The Effects of Government Policies on Crowding Out
Government policies can have a significant influence on crowding out.
Crowding out in Fiscal Policy
Expansionary fiscal policies, such as increased government spending or tax cuts, can lead to higher government borrowing, which may crowd out private sector investment by increasing interest rates and reducing available credit.
On the other hand, contractionary fiscal policies, such as reduced government spending or tax hikes, can help mitigate crowding out by reducing government borrowing and leaving more resources available for private sector investment. The specific design and implementation of government policies play a crucial role in determining the extent of crowding out effects on the economy.
Crowding Out in Monetary Policy
Government monetary policy can also impact crowding out. When the government implements expansionary monetary policy, such as lowering interest rates or increasing the money supply, it can encourage private sector borrowing and investment. This can help mitigate the crowding out effect by offsetting the potential increase in interest rates caused by government borrowing.
Conversely, a contractionary monetary policy, such as raising interest rates or reducing the money supply, can amplify the crowding out effect by making it more expensive for the private sector to borrow and invest. The coordination between fiscal and monetary policies is crucial in managing the potential crowding out effects and promoting a balanced economic environment.

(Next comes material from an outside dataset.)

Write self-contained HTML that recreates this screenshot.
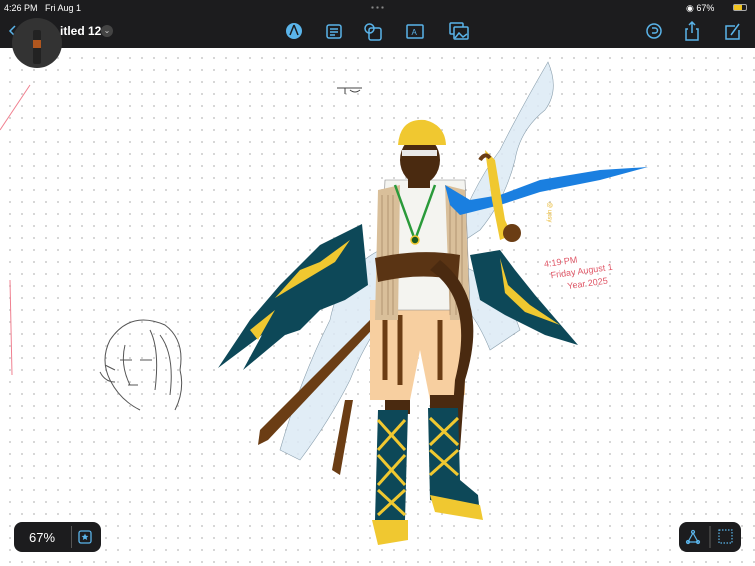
<!DOCTYPE html>
<html><head><meta charset="utf-8"><style>
*{margin:0;padding:0;box-sizing:border-box}
body{width:755px;height:566px;overflow:hidden;position:relative;font-family:"Liberation Sans",sans-serif;background:#fff}
#canvas{position:absolute;left:0;top:48px;width:755px;height:518px;background-color:#fff;background-image:radial-gradient(circle,#cfcfcf 0.8px,transparent 1.2px);background-size:12px 12px;background-position:4px 4px}
#top{position:absolute;left:0;top:0;width:755px;height:48px;background:#1c1c1e;color:#fff}
.st{position:absolute;top:3px;font-size:9px;color:#fff}
.title{position:absolute;left:60px;top:24px;font-size:12px;font-weight:bold;color:#fff}
.pill{position:absolute;background:#1c1c1e;border-radius:8px}
</style></head><body>
<div id="canvas"></div>
<div id="top">
 <div class="st" style="left:4px">4:26 PM&nbsp;&nbsp;&nbsp;Fri Aug 1</div>
 <div style="position:absolute;left:370px;top:6px;width:16px;height:3px;background:radial-gradient(circle,#888 1px,transparent 1.3px);background-size:5px 3px"></div>
 <div class="st" style="left:686px">◉ 67%</div>
 <div style="position:absolute;left:733px;top:4px;width:14px;height:7px;border:1px solid #aaa;border-radius:2px"><div style="width:8px;height:5px;background:#f0c420"></div></div>
 <div class="title">itled 12</div>
 <div style="position:absolute;left:101px;top:25px;width:12px;height:12px;border-radius:6px;background:#444;color:#ccc;font-size:8px;text-align:center;line-height:12px">⌄</div>
 <svg width="755" height="48" style="position:absolute;left:0;top:0" fill="none" stroke="#5ab4ea" stroke-width="1.5">
  <path d="M15 26 L10 31 L15 36" />
  <circle cx="294" cy="31" r="8" fill="#5ab4ea" stroke="none"/><path d="M294 25 L290 35 M294 25 L298 35" stroke="#1c1c1e"/>
  <rect x="327" y="25" width="14" height="13" rx="2"/><path d="M330 29h8M330 32h8M330 35h5"/>
  <rect x="365" y="24" width="9" height="9" rx="4.5"/><rect x="369" y="28" width="12" height="12" rx="2"/>
  <rect x="407" y="25" width="16" height="13" rx="1"/><text x="411.5" y="35" font-size="8" fill="#5ab4ea" stroke="none">A</text>
  <rect x="450" y="23" width="13" height="11" rx="1"/><rect x="454" y="27" width="14" height="12" rx="1" fill="#1c1c1e"/><path d="M455 38l4-5 4 4 4-3"/>
  <circle cx="654" cy="31" r="7"/><path d="M652 28h3a2 2 0 0 1 0 5h-3"/>
  <path d="M688 29h-2v11h12v-11h-2M692 22v11M689 25l3-3 3 3"/>
  <path d="M735 26h-9v13h13v-9M731 35l8-11"/>
 </svg>
</div>
<div style="position:absolute;left:12px;top:18px;width:50px;height:50px;border-radius:25px;background:#333"></div>
<div style="position:absolute;left:33px;top:30px;width:8px;height:34px;background:#222;border-radius:2px"><div style="margin-top:10px;height:8px;background:#b0561e"></div></div>

<svg width="755" height="566" style="position:absolute;left:0;top:0">
 <path d="M0 130 L30 85 M10 280 L12 375" stroke="#f08090" stroke-width="1" fill="none"/>
 <path d="M337 88 h25 M345 88 v6 M350 90 q5 4 10 0" stroke="#444" fill="none"/>
 <g stroke="#555" fill="none" stroke-width="1">
  <path d="M110 340 q20-30 55-15 q20 15 15 45 q5 20 -5 40 M110 340 q-10 20 0 40 q10 20 30 30 M125 345 q-5 20 5 40 M150 330 q10 20 5 60 M160 335 q15 20 10 60 M105 365 l10 5 M120 360 h12 M140 360 h12 M128 385 h10 M100 372 q5 10 15 10"/>
 </g>
 <g fill="#dceaf5" stroke="#7890a0" stroke-width="0.6" opacity="0.85">
  <path d="M548 62 Q560 90 545 110 Q520 130 515 160 Q505 200 480 230 L450 250 Q470 190 500 150 Q520 110 548 62Z"/>
  <path d="M380 250 Q340 270 330 320 Q300 380 280 450 L300 460 Q330 420 350 380 Q370 330 400 300Z"/>
  <path d="M440 260 Q500 270 520 330 L490 350 Q470 300 440 290Z"/>
 </g>
 <g fill="#0d4858">
  <path d="M362 224 L320 245 L280 285 L250 320 L218 368 L262 335 L243 370 L285 335 L300 330 L320 310 L345 300 L368 285Z"/>
  <path d="M470 255 L500 250 L515 270 L535 295 L578 345 L545 335 L525 325 L505 315 L480 300Z"/>
 </g>
 <g fill="#f0c830">
  <path d="M350 240 L320 262 L300 270 L275 298 L300 283 L335 262Z"/>
  <path d="M500 258 L508 285 L530 305 L560 325 L525 312 L505 293Z"/>
  <path d="M250 330 L275 310 L258 340Z"/>
 </g>
 <path d="M258 445 L268 440 L400 300 L395 295 L260 430Z" fill="#6b3d14"/>
 <path d="M332 470 L345 400 L353 400 L340 475Z" fill="#6b3d14"/>
 <path d="M370 300 L465 300 L465 395 L430 400 L420 350 L410 400 L370 400Z" fill="#f7cfa0"/>
 <path d="M385 320 v60 M400 315 v70 M440 320 v60" stroke="#6b3d14" stroke-width="5"/>
 <path d="M385 180 L465 180 L470 310 L380 310Z" fill="#f4f4f0" stroke="#888" stroke-width="0.6"/>
 <path d="M378 190 L400 185 L398 320 L375 320Z M445 185 L465 190 L470 320 L450 320Z" fill="#d9bf9a"/>
 <path d="M382 195v120M388 195v120M393 195v120M450 195v120M456 195v120M462 195v120" stroke="#8a6a4a" stroke-width="0.5"/>
 <path d="M395 185 L415 240 L435 185" stroke="#2a9a3a" stroke-width="2.5" fill="none"/>
 <circle cx="415" cy="240" r="4" fill="#1a5a20" stroke="#f0c830" stroke-width="1.5"/>
 <path d="M375 258 Q420 248 460 255 L458 280 Q420 272 378 282Z" fill="#5a3414"/>
 <path d="M440 260 Q490 300 465 380 L460 450 L450 450 L455 380 Q475 300 430 270Z" fill="#4a2a10"/>
 <ellipse cx="420" cy="160" rx="20" ry="24" fill="#4a2a10"/>
 <path d="M398 145 Q400 118 425 120 Q445 125 446 145 Z" fill="#f0c830"/>
 <rect x="402" y="150" width="35" height="6" fill="#e8e8e8"/>
 <rect x="408" y="178" width="22" height="10" fill="#4a2a10"/>
 <path d="M445 185 L470 200 L500 195 L540 180 L600 170 L648 167 L600 180 L540 192 L500 205 L460 215 L450 205Z" fill="#1a7fe0"/>
 <path d="M485 150 L495 160 L505 220 L512 235 L500 240 L492 200Z" fill="#f0c830"/>
 <circle cx="512" cy="233" r="9" fill="#6b3d14"/>
 <path d="M480 160 q5-8 10-2" stroke="#6b3d14" stroke-width="4" fill="none"/>
 <rect x="385" y="400" width="25" height="14" fill="#4a2a10"/>
 <rect x="430" y="395" width="25" height="14" fill="#4a2a10"/>
 <path d="M378 410 L408 410 L405 520 L375 520Z" fill="#0d4858"/>
 <path d="M428 408 L458 408 L460 480 L478 495 L480 515 L430 500Z" fill="#0d4858"/>
 <g stroke="#f0c830" stroke-width="3" fill="none">
  <path d="M378 420 L405 450 M405 420 L378 450 M378 455 L405 485 M405 455 L378 485 M378 490 L405 515 M405 490 L378 515"/>
  <path d="M430 418 L458 445 M458 418 L430 445 M430 450 L458 475 M458 450 L430 475"/>
 </g>
 <path d="M372 520 L408 520 L408 540 L378 545Z" fill="#f0c830"/>
 <path d="M430 495 L480 505 L483 520 L435 512Z" fill="#f0c830"/>
 <g font-family="Liberation Sans,sans-serif" font-size="9" fill="#e05868" transform="rotate(-8 560 270)">
  <text x="545" y="265">4:19 PM</text><text x="550" y="277">Friday August 1</text><text x="565" y="290">Year 2025</text>
 </g>
 <text x="540" y="210" font-size="6" fill="#e8b830" transform="rotate(90 548 210)">@ upsy</text>
</svg>

<div class="pill" style="left:14px;top:522px;width:87px;height:30px"><span style="position:absolute;left:15px;top:8px;color:#fff;font-size:13px">67%</span><div style="position:absolute;left:57px;top:4px;width:1px;height:22px;background:#555"></div>
<svg width="14" height="14" style="position:absolute;left:64px;top:8px" fill="none" stroke="#5ab4ea" stroke-width="1.3"><rect x="1" y="1" width="12" height="12" rx="2"/><path d="M7 3.5l1 2.3 2.4.2-1.8 1.6.6 2.4L7 8.7 4.8 10l.6-2.4L3.6 6l2.4-.2z" fill="#5ab4ea" stroke="none"/></svg></div>
<div class="pill" style="left:679px;top:522px;width:62px;height:30px">
 <svg width="62" height="30" fill="none" stroke="#5ab4ea" stroke-width="1.2"><path d="M9 20l5-9 5 9z"/><circle cx="14" cy="10" r="1.5"/><circle cx="9" cy="20" r="1.5"/><circle cx="19" cy="20" r="1.5"/><line x1="31" y1="4" x2="31" y2="26" stroke="#555"/><rect x="40" y="8" width="13" height="13" stroke-dasharray="1.5 1.5"/></svg>
</div>
</body></html>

In conclusion, crowding out is an important concept that helps us understand the potential consequences of increased government borrowing and spending. It highlights the trade-offs between government and private sector borrowing and investment. Government policies, both fiscal and monetary, can have a significant influence on crowding out. The design and implementation of these policies play an important role in determining the extent of crowding out effects on the economy. By recognizing and managing the potential negative effects of crowding out, policymakers can think of creating a balance between government intervention and private sector activity for sustainable economic growth and stability.